Evin "canlı" olduğu fikri genellikle antropomorfik imgeler kullanılarak pekiştirilir. Savu ve Tetum gibi toplumlarda, evin bölümleri vücut parçalarının adlarıyla (baş, kuyruk, rahim, kıç) adlandırılır. Bali'de, evin boyutları sahibinin vücut ölçülerine dayanır ve evin uzun ömürlü olması için boyutlara "ruh boyutu" (ukur'an'ın ruhu) olarak bilinen küçük bir artış eklenir.

 

7 Akrabalık ve 'Ev Toplulukları'

Takımadalarda birçok toplumda, 'ev' kelimesi hem fiziksel bir yapıyı hem de o yapıya üye olduğunu iddia eden akraba grubunu belirtir.

 

Batı Sumba'da, yeni bir ev inşa etmek kişiyi bir soyun kurucusu yapar ve ölümsüz bir prestij kazandırır.

 

8 Mekan ve Toplumsal İlişkilerin Şekillenmesi

Mekânın kullanımına ilişkin kurallar, toplumsal ilişkileri kodlamanın güçlü bir aracıdır. Güneydoğu Asya'da ev, Batı'dakinin aksine, ekonomik üretim, ritüel ve siyasetin "kamusal" dünyasından izole edilmiş değildir; bu kaygıların merkezinde görülmelidir.
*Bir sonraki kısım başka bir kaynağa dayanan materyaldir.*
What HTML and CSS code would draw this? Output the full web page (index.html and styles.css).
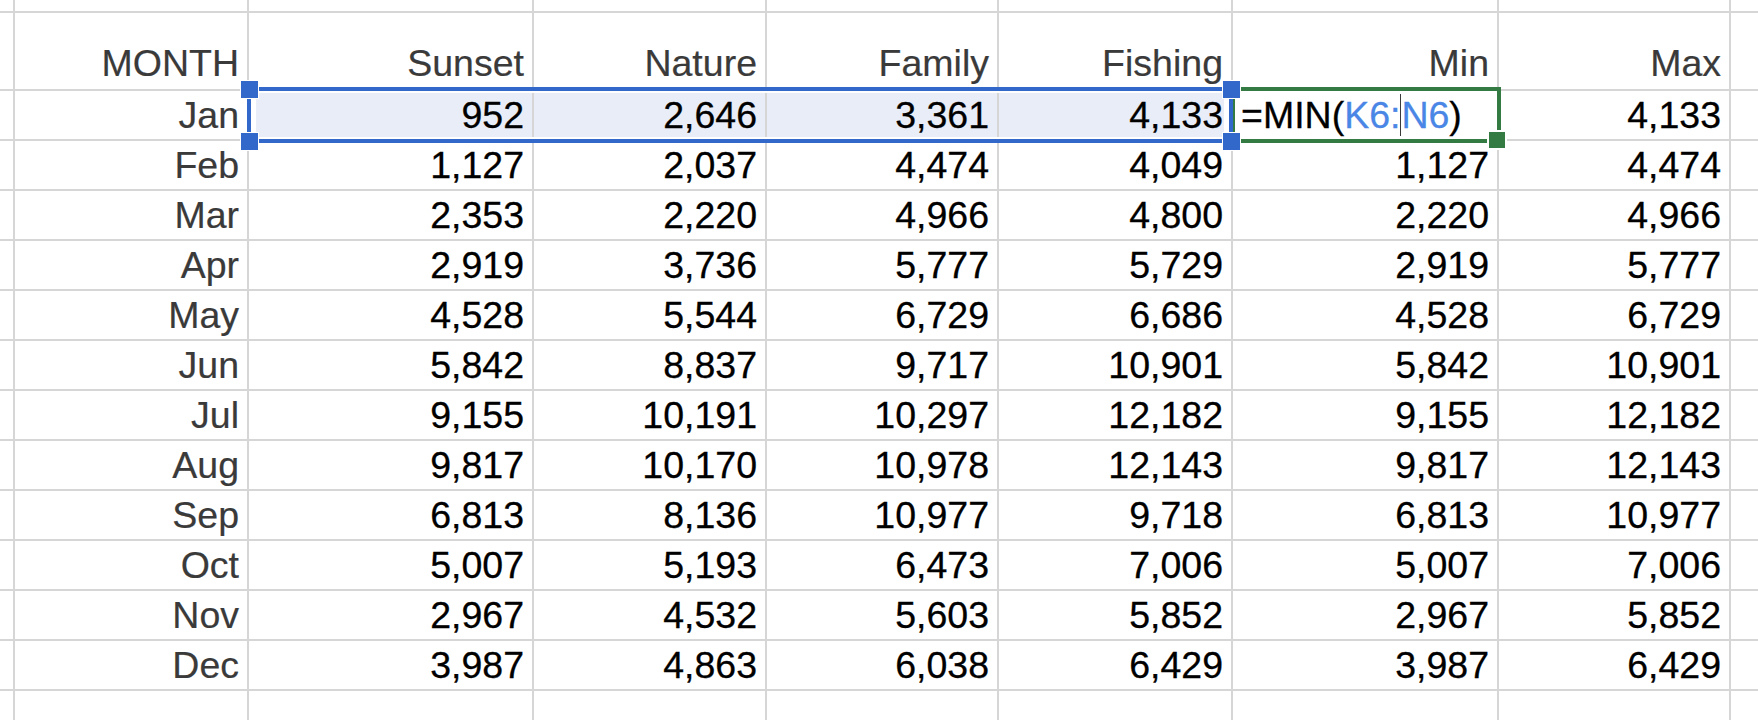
FILE: index.html
```html
<!DOCTYPE html>
<html lang="en">
<head>
<meta charset="utf-8">
<title>Sheet</title>
<link rel="stylesheet" href="styles.css">
</head>
<body>
<div class="sheet">
  <div class="row"><div class="c"></div><div class="c"></div><div class="c"></div><div class="c"></div><div class="c"></div><div class="c"></div><div class="c"></div><div class="c"></div><div class="c"></div></div>
  <div class="row head"><div class="c"></div><div class="c t">MONTH</div><div class="c t">Sunset</div><div class="c t">Nature</div><div class="c t">Family</div><div class="c t">Fishing</div><div class="c t">Min</div><div class="c t">Max</div><div class="c"></div></div>
  <div class="row active">
    <div class="c"></div><div class="c t">Jan</div><div class="c n hl">952</div><div class="c n hl">2,646</div><div class="c n hl">3,361</div><div class="c n hl">4,133</div><div class="c edit">=MIN(<span class="ref">K6:<i class="caret"></i>N6</span>)</div><div class="c n">4,133</div><div class="c"></div>
    <div class="editor"><span class="fill-handle"></span></div>
    <div class="range"><span class="hd tl"></span><span class="hd tr"></span><span class="hd bl"></span><span class="hd br"></span></div>
  </div>
  <div class="row"><div class="c"></div><div class="c t">Feb</div><div class="c n">1,127</div><div class="c n">2,037</div><div class="c n">4,474</div><div class="c n">4,049</div><div class="c n">1,127</div><div class="c n">4,474</div><div class="c"></div></div>
  <div class="row"><div class="c"></div><div class="c t">Mar</div><div class="c n">2,353</div><div class="c n">2,220</div><div class="c n">4,966</div><div class="c n">4,800</div><div class="c n">2,220</div><div class="c n">4,966</div><div class="c"></div></div>
  <div class="row"><div class="c"></div><div class="c t">Apr</div><div class="c n">2,919</div><div class="c n">3,736</div><div class="c n">5,777</div><div class="c n">5,729</div><div class="c n">2,919</div><div class="c n">5,777</div><div class="c"></div></div>
  <div class="row"><div class="c"></div><div class="c t">May</div><div class="c n">4,528</div><div class="c n">5,544</div><div class="c n">6,729</div><div class="c n">6,686</div><div class="c n">4,528</div><div class="c n">6,729</div><div class="c"></div></div>
  <div class="row"><div class="c"></div><div class="c t">Jun</div><div class="c n">5,842</div><div class="c n">8,837</div><div class="c n">9,717</div><div class="c n">10,901</div><div class="c n">5,842</div><div class="c n">10,901</div><div class="c"></div></div>
  <div class="row"><div class="c"></div><div class="c t">Jul</div><div class="c n">9,155</div><div class="c n">10,191</div><div class="c n">10,297</div><div class="c n">12,182</div><div class="c n">9,155</div><div class="c n">12,182</div><div class="c"></div></div>
  <div class="row"><div class="c"></div><div class="c t">Aug</div><div class="c n">9,817</div><div class="c n">10,170</div><div class="c n">10,978</div><div class="c n">12,143</div><div class="c n">9,817</div><div class="c n">12,143</div><div class="c"></div></div>
  <div class="row"><div class="c"></div><div class="c t">Sep</div><div class="c n">6,813</div><div class="c n">8,136</div><div class="c n">10,977</div><div class="c n">9,718</div><div class="c n">6,813</div><div class="c n">10,977</div><div class="c"></div></div>
  <div class="row"><div class="c"></div><div class="c t">Oct</div><div class="c n">5,007</div><div class="c n">5,193</div><div class="c n">6,473</div><div class="c n">7,006</div><div class="c n">5,007</div><div class="c n">7,006</div><div class="c"></div></div>
  <div class="row"><div class="c"></div><div class="c t">Nov</div><div class="c n">2,967</div><div class="c n">4,532</div><div class="c n">5,603</div><div class="c n">5,852</div><div class="c n">2,967</div><div class="c n">5,852</div><div class="c"></div></div>
  <div class="row"><div class="c"></div><div class="c t">Dec</div><div class="c n">3,987</div><div class="c n">4,863</div><div class="c n">6,038</div><div class="c n">6,429</div><div class="c n">3,987</div><div class="c n">6,429</div><div class="c"></div></div>
  <div class="row"><div class="c"></div><div class="c"></div><div class="c"></div><div class="c"></div><div class="c"></div><div class="c"></div><div class="c"></div><div class="c"></div><div class="c"></div></div>
</div>
</body>
</html>
```

FILE: styles.css
```css
* {
  box-sizing: border-box;
  margin: 0;
  padding: 0;
}

html, body {
  background: #ffffff;
  overflow: hidden;
}

body {
  width: 1758px;
  height: 720px;
  font-family: "Liberation Sans", Arial, sans-serif;
  font-size: 37.5px;
}

.sheet {
  display: grid;
  grid-template-rows: 11px 76px repeat(13, 48px);
  row-gap: 2px;
  background: #d6d6d6;
  height: 720px;
  overflow: hidden;
}

.row {
  display: grid;
  grid-template-columns: 13px 232px 283px 231px 230px 232px 264px 230px 1fr;
  column-gap: 2px;
  position: relative;
}

.active {
  z-index: 1;
}

.c {
  background: #ffffff;
  display: flex;
  align-items: flex-end;
  justify-content: flex-end;
  line-height: 42px;
  white-space: nowrap;
  color: #000000;
  -webkit-text-stroke: 0.3px currentColor;
}

.t,
.n {
  padding: 0 8px 3px 8px;
}

.t {
  color: #3a3a3a;
  -webkit-text-stroke: 0.2px currentColor;
}

.head .t {
  padding-bottom: 5px;
}

.hl {
  background: #e8edf8;
}

.edit {
  justify-content: flex-start;
  padding: 0 8px 3px 8px;
  color: #000000;
}

.ref {
  color: #4a86e6;
}

.caret {
  display: inline-block;
  width: 0;
  height: 42px;
  vertical-align: top;
  border-left: 1.5px solid #3a3a3a;
}

.range {
  position: absolute;
  grid-column: 3 / 7;
  grid-row: 1 / 2;
  inset: -4px -2px -4px -2px;
  border: 4px solid #3168c9;
  box-shadow: inset 5px 0 0 #ffffff, inset -5px 0 0 #ffffff, inset 0 2px 0 #ffffff, inset 0 -2px 0 #ffffff;
  z-index: 3;
}

.hd {
  position: absolute;
  width: 19px;
  height: 19px;
  background: #3168c9;
  border: 1.5px solid #ffffff;
}

.tl { left: -11.5px; top: -11.5px; }
.tr { right: -11.5px; top: -11.5px; }
.bl { left: -11.5px; bottom: -11.5px; }
.br { right: -11.5px; bottom: -11.5px; }

.editor {
  position: absolute;
  grid-column: 7 / 8;
  grid-row: 1 / 2;
  inset: -4px -4px -4px -2px;
  border: 4px solid #347b43;
  z-index: 2;
}

.fill-handle {
  position: absolute;
  right: -10px;
  bottom: -11px;
  width: 20px;
  height: 20px;
  background: #347b43;
  border: 2px solid #ffffff;
}
```
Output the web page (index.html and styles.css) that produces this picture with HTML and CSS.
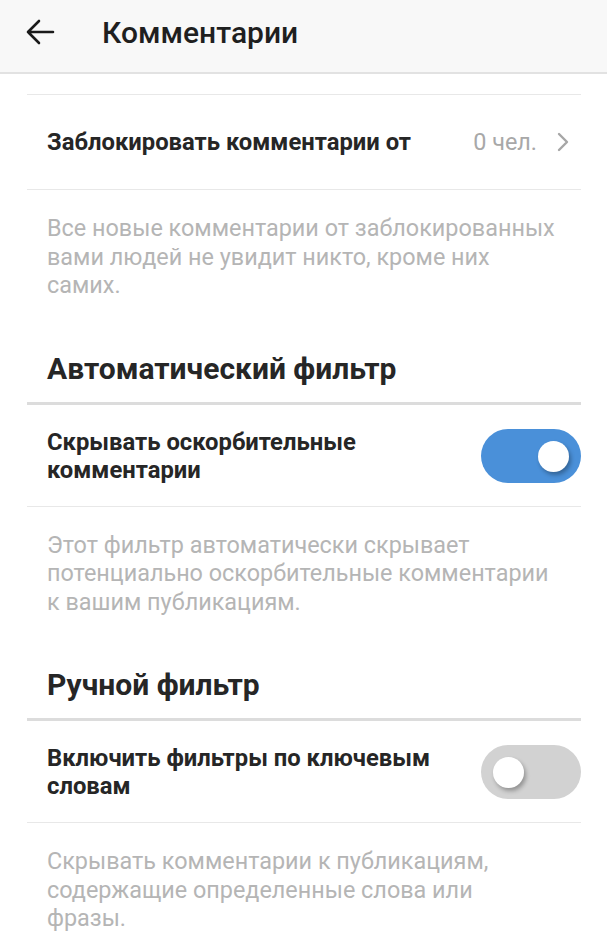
FILE: index.html
```html
<!DOCTYPE html>
<html lang="ru">
<head>
    <meta charset="UTF-8">
    <meta name="viewport" content="width=device-width, initial-scale=1.0">
    <title>Комментарии</title>
    <link rel="stylesheet" href="styles.css">
</head>
<body>
    <!-- Верхняя панель -->
    <div class="topbar">
        <span class="back">
            <svg width="30" height="26" viewBox="0 0 30 26">
                <path d="M28 13H3M14 2L3 13l11 11" fill="none" stroke="#1a1a1a" stroke-width="2.6" stroke-linecap="round" stroke-linejoin="round"/>
            </svg>
        </span>
        <span class="topbar-title">Комментарии</span>
    </div>

    <div class="content">
        <div class="spacer"></div>

        <div class="row">
            <span class="row-label">Заблокировать комментарии от</span>
            <span class="row-value">0 чел.</span>
            <svg class="chevron" width="16" height="22" viewBox="0 0 16 22">
                <path d="M4 3l8 8-8 8" fill="none" stroke="#a6a6a6" stroke-width="2.4" stroke-linecap="round" stroke-linejoin="round"/>
            </svg>
        </div>
        <p class="desc">Все новые комментарии от заблокированных<br>вами людей не увидит никто, кроме них<br>самих.</p>

        <h2 class="section-title">Автоматический фильтр</h2>
        <div class="row row-toggle">
            <span class="row-label">Скрывать оскорбительные<br>комментарии</span>
            <span class="toggle on"><span class="knob"></span></span>
        </div>
        <p class="desc">Этот фильтр автоматически скрывает<br>потенциально оскорбительные комментарии<br>к вашим публикациям.</p>

        <h2 class="section-title">Ручной фильтр</h2>
        <div class="row row-toggle">
            <span class="row-label">Включить фильтры по ключевым<br>словам</span>
            <span class="toggle"><span class="knob"></span></span>
        </div>
        <p class="desc">Скрывать комментарии к публикациям,<br>содержащие определенные слова или<br>фразы.</p>
    </div>
</body>
</html>
```

FILE: styles.css
```css
body {
    font-family: Roboto, "Noto Sans", Arial, sans-serif;
    margin: 0;
    padding: 0;
    background-color: #fff;
    color: #262626;
}

/* Верхняя панель */
.topbar {
    display: flex;
    align-items: center;
    height: 64px;
    padding-bottom: 8px;
    background-color: #f8f8f8;
    border-bottom: 2px solid #e2e2e2;
}
.back {
    display: flex;
    margin-left: 25px;
    margin-right: 47px;
}
.topbar-title {
    font-size: 30px;
    font-weight: 500;
    color: #1f1f1f;
}

/* Содержимое */
.content {
    padding: 0 26px 0 27px;
}
.spacer {
    height: 20px;
    border-bottom: 1px solid #e8e8e8;
}

.row {
    display: flex;
    align-items: center;
    height: 94px;
    padding: 0 10px 0 20px;
    border-bottom: 1px solid #e8e8e8;
}
.row-label {
    flex: 1;
    font-size: 23.8px;
    font-weight: bold;
    line-height: 28px;
    color: #262626;
    white-space: nowrap;
}
.row-value {
    font-size: 23.4px;
    color: #a8a8a8;
    margin-right: 18px;
}
.chevron {
    display: block;
}

.row-toggle {
    height: auto;
    padding: 23px 0 22px 20px;
}

/* Переключатель */
.toggle {
    position: relative;
    width: 100px;
    height: 54px;
    border-radius: 27px;
    background-color: #d2d2d2;
}
.toggle.on {
    background-color: #4a90d9;
}
.knob {
    position: absolute;
    top: 12px;
    left: 12px;
    width: 31px;
    height: 31px;
    border-radius: 50%;
    background-color: #fff;
    box-shadow: 2px 3px 4px rgba(0, 0, 0, 0.3);
}
.toggle.on .knob {
    left: auto;
    right: 12px;
}

.desc {
    margin: 0;
    padding: 24px 0 0 20px;
    font-size: 23.4px;
    line-height: 28.5px;
    color: #b5b5b5;
    white-space: nowrap;
}

.section-title {
    margin: 0;
    padding: 52px 0 16px 20px;
    font-size: 30px;
    line-height: 34px;
    font-weight: bold;
    color: #262626;
    border-bottom: 3px solid #dcdcdc;
}
```
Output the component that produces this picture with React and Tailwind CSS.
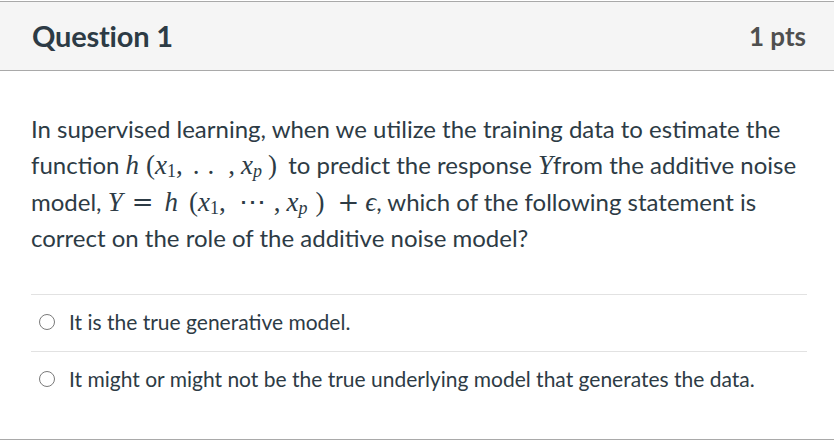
import React from "react";

const serif = "font-['Liberation_Serif',serif] text-[27px] leading-none inline-block";
const I = ({ c, cls = "" }) => <span className={serif + " italic " + cls}>{c}</span>;
const R = ({ c, cls = "" }) => <span className={serif + " " + cls}>{c}</span>;
const Op = ({ c, cls = "" }) => (
  <span className={"font-['DejaVu_Serif',serif] text-[26px] leading-none inline-block font-light " + cls}>{c}</span>
);
const Sub = ({ c, italic, cls = "" }) => (
  <span
    className={
      "font-['Liberation_Serif',serif] text-[18px] leading-none inline-block relative top-[3px] " +
      (italic ? "italic " : "") +
      cls
    }
  >
    {c}
  </span>
);

function Radio({ label }) {
  return (
    <div className="flex items-center h-[57px] pb-[3px] border-t border-[#e2e2e2] pl-[8px]">
      <span className="w-[16px] h-[16px] rounded-full border-[1.5px] border-[#7a7a7a] bg-white shrink-0" />
      <span className="ml-[14px] text-[21px] text-[#2d3b45]">{label}</span>
    </div>
  );
}

export default function App() {
  return (
    <div className="w-[834px] h-[446px] bg-white pt-px font-['Lato',sans-serif] overflow-hidden">
      <div className="border-y border-[#a9a9a9]">
        <div className="h-[69px] bg-[#f5f5f5] border-b border-[#a9a9a9] flex items-center justify-between pl-[32px] pr-[28px]">
          <span className="text-[29px] font-bold text-[#2d3b45] tracking-[-0.2px]">Question 1</span>
          <span className="text-[26px] font-bold text-[#4f4f4f]">1 pts</span>
        </div>
        <div className="h-[368px] px-[31px] pt-[40px]">
          <div className="text-[24px] text-[#2d3b45] whitespace-nowrap">
            <div className="h-[36.3px] leading-[36.3px]">
              In supervised learning, when we utilize the training data to estimate the
            </div>
            <div className="h-[36.3px] leading-[36.3px]">
              function <I c="h" />
              <R c="(" cls="ml-[7px]" />
              <I c="x" />
              <Sub c="1" />
              <R c="," />
              <R c="." cls="ml-[10px]" />
              <R c="." cls="ml-[8px]" />
              <R c="," cls="ml-[14px]" />
              <I c="x" cls="ml-[6px]" />
              <Sub c="p" italic />
              <R c=")" cls="ml-[6px] mr-[5px]" /> to predict the response <I c="Y" />
              from the additive noise
            </div>
            <div className="h-[36.3px] leading-[36.3px]">
              model, <I c="Y" />
              <Op c="=" cls="ml-[9px]" />
              <I c="h" cls="ml-[11px]" />
              <R c="(" cls="ml-[11px]" />
              <I c="x" />
              <Sub c="1" />
              <R c="," />
              <R c="⋯" cls="ml-[13px]" />
              <R c="," cls="ml-[8px]" />
              <I c="x" cls="ml-[6px]" />
              <Sub c="p" italic />
              <R c=")" cls="ml-[8px]" />
              <Op c="+" cls="ml-[13px]" />
              <I c="ϵ" cls="ml-[6px]" />, which of the following statement is
            </div>
            <div className="h-[36.3px] leading-[36.3px]">correct on the role of the additive noise model?</div>
          </div>
          <div className="mt-[38px] mr-[-4px]">
            <Radio label="It is the true generative model." />
            <Radio label="It might or might not be the true underlying model that generates the data." />
          </div>
        </div>
      </div>
    </div>
  );
}
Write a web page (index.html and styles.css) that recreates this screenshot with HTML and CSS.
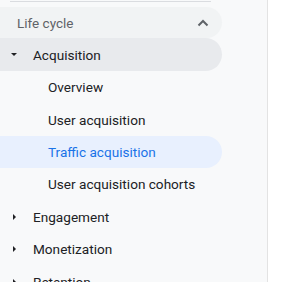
FILE: index.html
```
<!DOCTYPE html>
<html lang="en">
<head>
    <meta charset="UTF-8">
    <title>Reports navigation</title>
    <link rel="stylesheet" href="styles.css">
</head>
<body>
    <nav class="sidebar">
        <div class="divider"></div>

        <div class="collection">
            <span>Life cycle</span>
            <svg class="chevron" width="12" height="8" viewBox="0 0 12 8">
                <path d="M1.5 6.5 L6 2 L10.5 6.5" fill="none" stroke="#5f6368" stroke-width="2"/>
            </svg>
        </div>

        <div class="topic open">
            <span class="caret down"></span>
            <span>Acquisition</span>
        </div>
        <div class="report">Overview</div>
        <div class="report">User acquisition</div>
        <div class="report active">Traffic acquisition</div>
        <div class="report">User acquisition cohorts</div>

        <div class="topic">
            <span class="caret right"></span>
            <span>Engagement</span>
        </div>
        <div class="topic">
            <span class="caret right"></span>
            <span>Monetization</span>
        </div>
        <div class="topic">
            <span class="caret right"></span>
            <span>Retention</span>
        </div>
    </nav>
</body>
</html>
```

FILE: styles.css
```
html, body {
    margin: 0;
    height: 100%;
    background: #ffffff;
    overflow: hidden;
}

body {
    font-family: Roboto, "Liberation Sans", sans-serif;
}

.sidebar {
    width: 267px;
    height: 100%;
    background: #f8f9fa;
    border-right: 1px solid #e3e3e3;
    padding-top: 1px;
    box-sizing: content-box;
}

.divider {
    height: 1px;
    background: #dadce0;
    margin: 0 56px 0 10px;
}

.collection {
    display: flex;
    align-items: center;
    justify-content: space-between;
    width: 222px;
    height: 31px;
    margin-top: 5px;
    padding: 0 13px 0 17px;
    box-sizing: border-box;
    background: #f1f3f4;
    border-radius: 0 16px 16px 0;
    color: #5f6368;
    font-size: 13.5px;
}

.topic, .report {
    display: flex;
    align-items: center;
    width: 222px;
    height: 32.4px;
    box-sizing: border-box;
    font-size: 13.6px;
    color: #202124;
    border-radius: 0 17px 17px 0;
}

.topic {
    padding-left: 11px;
}

.topic.open {
    background: #e8eaed;
    height: 33px;
}

.report {
    padding-left: 48px;
}

.report.active {
    background: #e8f0fe;
    color: #1a73e8;
}

.caret {
    display: inline-block;
    width: 22px;
    height: 6px;
    position: relative;
}

.caret::before {
    content: "";
    position: absolute;
    border-style: solid;
    border-color: transparent;
}

.caret.down::before {
    left: 0;
    top: 1px;
    border-width: 3px 3px 0 3px;
    border-top-color: #202124;
}

.caret.right::before {
    left: 2px;
    top: 0;
    border-width: 3px 0 3px 3px;
    border-left-color: #202124;
}
```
Kadınlar, pirinç ve onun depolanmasıyla güçlü bir şekilde ilişkilendirilir. Sunda'da pirinç ambarına (leuit) yalnızca kadınlar girer ve Dewi Sri'ye adaklar sunar.

 

Evin rahim olarak metaforu yaygındır. Tetum'da ana oda "evin rahmi" olarak adlandırılır.

 

9 Ölülerin Evleri

Kemikliklerin ve mezarların evlere benzeme eğilimi dikkat çekicidir. Mezarlar genellikle ölülerin köyü veya "çürümeyen bir ev" olarak adlandırılır.

 

10 Göç

Göç, genellikle etnik kimlik duygusunu güçlendirir ve göçmenler, memleketlerine yalnızca para değil, aynı zamanda kültürel enerji de geri kazandırırlar.

 

Sonuç

Güneydoğu Asya mimari geleneklerinin devam eden canlılığı, yalnızca hükümet desteğine veya kültürel özgüvene değil, evin ritüel sistemlerindeki sürekli önemine ve akrabalık bağlarına bağlıdır.